*Written request*: Provide nothing but the number of lines containing the string "with".
-- Begin Data shown --
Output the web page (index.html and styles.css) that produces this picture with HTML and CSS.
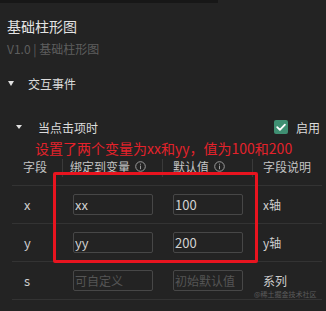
-- End Data shown --
-- Begin Data shown --
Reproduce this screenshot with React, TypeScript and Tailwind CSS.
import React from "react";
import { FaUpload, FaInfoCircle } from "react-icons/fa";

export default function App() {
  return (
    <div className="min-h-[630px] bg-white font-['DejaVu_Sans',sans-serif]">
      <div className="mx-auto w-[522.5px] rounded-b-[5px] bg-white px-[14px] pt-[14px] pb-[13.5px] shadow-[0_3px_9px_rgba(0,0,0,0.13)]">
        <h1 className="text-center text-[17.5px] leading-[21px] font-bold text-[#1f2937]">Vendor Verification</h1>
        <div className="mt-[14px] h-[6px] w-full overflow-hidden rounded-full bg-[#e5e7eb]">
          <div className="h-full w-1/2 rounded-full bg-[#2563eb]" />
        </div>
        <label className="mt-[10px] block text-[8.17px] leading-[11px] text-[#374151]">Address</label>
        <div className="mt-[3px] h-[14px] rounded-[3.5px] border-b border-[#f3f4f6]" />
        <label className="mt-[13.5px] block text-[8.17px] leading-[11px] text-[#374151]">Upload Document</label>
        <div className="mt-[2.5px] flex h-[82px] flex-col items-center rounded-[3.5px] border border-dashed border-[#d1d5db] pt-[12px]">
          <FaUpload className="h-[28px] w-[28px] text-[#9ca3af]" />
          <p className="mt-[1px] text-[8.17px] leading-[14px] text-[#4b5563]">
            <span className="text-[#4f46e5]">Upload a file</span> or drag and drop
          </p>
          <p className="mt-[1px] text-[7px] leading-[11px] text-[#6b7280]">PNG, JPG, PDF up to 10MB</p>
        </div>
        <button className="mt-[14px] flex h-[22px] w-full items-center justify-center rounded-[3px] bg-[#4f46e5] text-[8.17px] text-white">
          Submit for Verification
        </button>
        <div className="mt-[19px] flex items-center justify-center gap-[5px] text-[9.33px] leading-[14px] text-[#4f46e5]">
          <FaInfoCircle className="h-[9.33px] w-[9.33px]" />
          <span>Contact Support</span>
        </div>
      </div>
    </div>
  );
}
-- End Data shown --
*Result for this task*: 2